Microsoft, Stubbornly Disobedient

Microsoft has a long record of abuses of its corner position in Europe, that the European Commission authorities have tried to correct. Yesterday, the Commission announced that it has imposed a fine of 561 million euros on the U.S. informatics company because it had not kept its promise of installing on its Windows operating system a screen with options that permitted downloading a browser other than Explorer, which Microsoft owns. The penalized company claims that it was a technical error, but it is difficult to believe that it would have produced an oversight in the fulfillment of a promise so important to the European authorities.
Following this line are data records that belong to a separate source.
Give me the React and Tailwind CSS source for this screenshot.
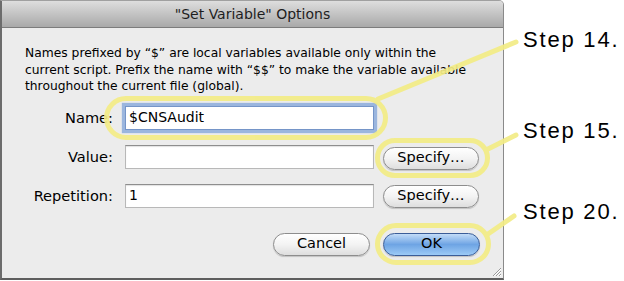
import React from 'react'

const sys = { fontFamily: '"DejaVu Sans", "Liberation Sans", sans-serif' }

const AquaButton = ({ label, primary, className }) => {
  const look = primary
    ? 'border-[#3b5d98] bg-linear-to-b from-[#c3dcf7] via-[#6ea4e4] to-[#9ccaf6]'
    : 'border-[#8d8d8d] bg-linear-to-b from-white via-[#f3f3f3] to-[#dedede]'
  return (
    <button
      type="button"
      className={`h-[23px] rounded-full border text-[14.5px] text-black flex items-center justify-center shadow-[0_1px_1px_rgba(0,0,0,0.18)] ${look} ${className}`}
      style={sys}
    >
      {label}
    </button>
  )
}

const Field = ({ label, value, focused, rowClass }) => (
  <div className={`flex items-start h-[24px] ${rowClass}`}>
    <div className="w-[88px] h-[24px] flex items-center justify-end text-[14.6px] text-black whitespace-nowrap" style={sys}>
      {label}
    </div>
    <div
      className={`ml-[12px] w-[249px] h-[24px] bg-white border flex items-center pl-[3px] text-[14px] text-black ${
        focused
          ? 'border-[#7595c8] shadow-[0_0_1px_3px_rgba(128,164,218,0.75)]'
          : 'border-[#b8b8b8] border-t-[#8e8e8e] shadow-[inset_0_1px_1px_rgba(0,0,0,0.12)]'
      }`}
      style={sys}
    >
      {value}
    </div>
  </div>
)

export default function App() {
  return (
    <div className="relative w-[624px] h-[281px] bg-white flex overflow-hidden">
      {/* dialog */}
      <div className="relative w-[504px] h-[280px] flex flex-col bg-[#ececec] border-l-2 border-b-2 border-r border-t border-l-[#6c6c6c] border-b-[#5e5e5e] border-r-[#8a8a8a] border-t-[#a0a0a0] rounded-tr-[5px] overflow-hidden">
        <div
          className="h-[27px] shrink-0 flex items-center justify-center text-[14px] text-[#1e1e1e] bg-linear-to-b from-[#dedede] to-[#a9a9a9] border-b border-[#7c7c7c]"
          style={sys}
        >
          "Set Variable" Options
        </div>

        <div className="flex flex-col pl-[23px] pt-[17px]">
          <p className="text-[12.3px] leading-[16.5px] text-black whitespace-nowrap" style={sys}>
            Names prefixed by “$” are local variables available only within the
            <br />
            current script. Prefix the name with “$$” to make the variable available
            <br />
            throughout the current file (global).
          </p>

          <Field label="Name:" value="$CNSAudit" focused rowClass="mt-[11px]" />

          <div className="flex items-start mt-[15px]">
            <Field label="Value:" value="" />
            <AquaButton label="Specify…" className="ml-[9px] mt-[2px] w-[96px] h-[22px]" />
          </div>

          <div className="flex items-start mt-[14px]">
            <Field label="Repetition:" value="1" />
            <AquaButton label="Specify…" className="ml-[9px] mt-[1px] w-[96px] h-[22px]" />
          </div>

          <div className="flex mt-[25px] ml-[248px]">
            <AquaButton label="Cancel" className="w-[97px]" />
            <AquaButton label="OK" primary className="ml-[13px] w-[97px]" />
          </div>
        </div>

        {/* resize grip */}
        <svg className="absolute right-[1px] bottom-[1px]" width="12" height="12" viewBox="0 0 12 12">
          <path d="M11 3 L3 11 M11 6 L6 11 M11 9 L9 11" stroke="#9a9a9a" strokeWidth="1" />
          <path d="M11 4 L4 11 M11 7 L7 11 M11 10 L10 11" stroke="#ffffff" strokeWidth="1" />
        </svg>
      </div>

      {/* step labels */}
      <div
        className="flex flex-col pl-[19px] pt-[29px] text-[22px] leading-[22px] tracking-[1.8px] text-black"
        style={{ fontFamily: '"Liberation Sans", Arial, sans-serif' }}
      >
        <div>Step 14.</div>
        <div className="mt-[69px]">Step 15.</div>
        <div className="mt-[59px]">Step 20.</div>
      </div>

      {/* highlight callouts */}
      <svg className="absolute inset-0 pointer-events-none" width="624" height="281" viewBox="0 0 624 281">
        <g fill="none" stroke="#f3ec86" strokeWidth="5" strokeLinecap="round" opacity="0.92">
          <rect x="106.5" y="98.5" width="279" height="39" rx="19.5" />
          <line x1="378" y1="99" x2="516" y2="42" />
          <rect x="377.5" y="140.5" width="110" height="35" rx="17.5" />
          <line x1="486" y1="150" x2="516" y2="135" />
          <rect x="377.5" y="225.5" width="111" height="37" rx="18.5" />
          <line x1="488" y1="234" x2="514" y2="216" />
        </g>
      </svg>
    </div>
  )
}
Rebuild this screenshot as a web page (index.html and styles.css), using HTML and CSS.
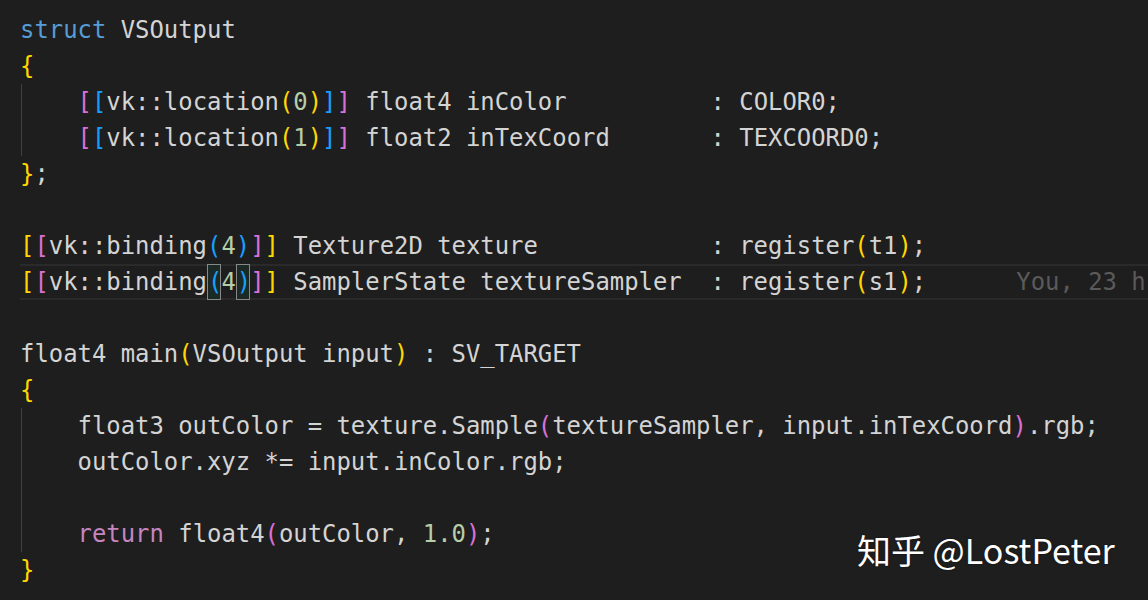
FILE: index.html
```html
<!DOCTYPE html>
<html lang="zh">
<head>
<meta charset="utf-8">
<title>VSOutput shader</title>
<link rel="stylesheet" href="styles.css">
</head>
<body>
<div class="editor">
  <div class="line"><span class="kw">struct</span> VSOutput</div>
  <div class="line"><span class="b1">{</span></div>
  <div class="guide">
    <div class="line">    <span class="b2">[</span><span class="b3">[</span>vk::location<span class="b1">(</span><span class="num">0</span><span class="b1">)</span><span class="b3">]</span><span class="b2">]</span> float4 inColor          : COLOR0;</div>
    <div class="line">    <span class="b2">[</span><span class="b3">[</span>vk::location<span class="b1">(</span><span class="num">1</span><span class="b1">)</span><span class="b3">]</span><span class="b2">]</span> float2 inTexCoord       : TEXCOORD0;</div>
  </div>
  <div class="line"><span class="b1">}</span>;</div>
  <div class="line"> </div>
  <div class="line"><span class="b1">[</span><span class="b2">[</span>vk::binding<span class="b3">(</span><span class="num">4</span><span class="b3">)</span><span class="b2">]</span><span class="b1">]</span> Texture2D texture            : register<span class="b1">(</span>t1<span class="b1">)</span>;</div>
  <div class="line current"><span class="b1">[</span><span class="b2">[</span>vk::binding<span class="b3 match">(</span><span class="num">4</span><span class="b3 match">)</span><span class="b2">]</span><span class="b1">]</span> SamplerState textureSampler  : register<span class="b1">(</span>s1<span class="b1">)</span>;<span class="blame">You, 23 h</span></div>
  <div class="line"> </div>
  <div class="line">float4 main<span class="b1">(</span>VSOutput input<span class="b1">)</span> : SV_TARGET</div>
  <div class="line"><span class="b1">{</span></div>
  <div class="guide">
    <div class="line">    float3 outColor = texture.Sample<span class="b2">(</span>textureSampler, input.inTexCoord<span class="b2">)</span>.rgb;</div>
    <div class="line">    outColor.xyz *= input.inColor.rgb;</div>
    <div class="line"> </div>
    <div class="line">    <span class="kw2">return</span> float4<span class="b2">(</span>outColor, <span class="num">1.0</span><span class="b2">)</span>;</div>
  </div>
  <div class="line"><span class="b1">}</span></div>
</div>
<div class="watermark">知乎 @LostPeter</div>
</body>
</html>
```
FILE: styles.css
```css
html, body {
  margin: 0;
  padding: 0;
  background: #1e1e1e;
  height: 100%;
  overflow: hidden;
}

.editor {
  padding: 12px 0 0 20px;
  font-family: "DejaVu Sans Mono", "Liberation Mono", monospace;
  font-size: 23.9px;
  line-height: 36px;
  color: #d4d4d4;
}

.line {
  height: 36px;
  white-space: pre;
  overflow: hidden;
}

.guide {
  background: linear-gradient(#404040, #404040) no-repeat 1px 0 / 1px 100%;
}

.current {
  box-shadow: inset 0 2px #2a2a2a, inset 0 -2px #2a2a2a;
}

.kw { color: #569cd6; }
.kw2 { color: #c586c0; }
.num { color: #b5cea8; }
.b1 { color: #ffd700; }
.b2 { color: #da70d6; }
.b3 { color: #179fff; }

.match {
  display: inline-block;
  vertical-align: top;
  box-sizing: border-box;
  width: 14.4px;
  height: 36px;
  line-height: 34px;
  border: 1px solid #888888;
  background: #1b2a25;
}

.blame {
  color: #5a5a5a;
  margin-left: 90px;
}

.watermark {
  position: absolute;
  left: 857px;
  top: 527px;
  font-family: "Noto Sans CJK SC", "Noto Sans", sans-serif;
  font-size: 34px;
  line-height: 46px;
  color: #ffffff;
  text-shadow: 0 0 2px rgba(0, 0, 0, 0.6);
}
```
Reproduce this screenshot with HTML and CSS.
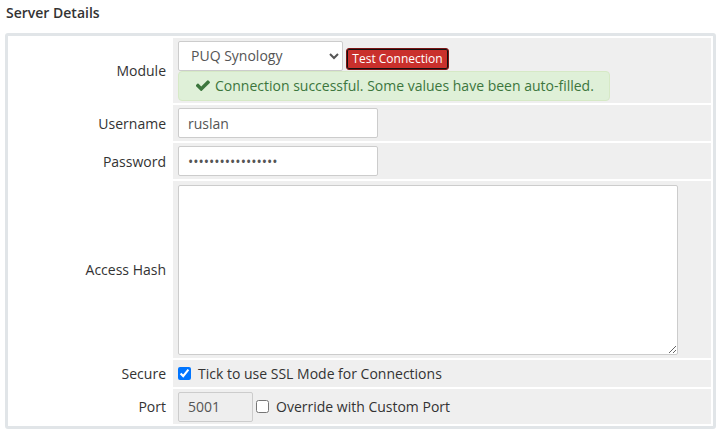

That’s because, with this latest fine, Microsoft accumulates four serious sanctions, for a total amount of 2.2 billion. We are facing a case of stubborn disobedience that does not line up with the strict market competition requirements that apply in the United States. One of the explanations of such persistent behavior — damaging also for its image among European consumers — is that the payment of sanctions is inferior to the benefits derived from the exercise of a semi-monopoly. It is not a rare case; it can be observed in other markets with a chronic deficit of competition in continental Europe, such as fuel or electricity. Legislation is short on the calculation of the fine, and there are also difficulties in collecting it, and that’s why the sanctions have become a mere formality.

It should not be dismissed that Microsoft wants to sustain a pulse with the Commission because it considers that, in the long run, it can gain a sufficient number of clients to mimic the effects of a screen with options for downloading other browsers. The question today, after four sanctions, is if the Commission will prepare measures more dissuasive than fines.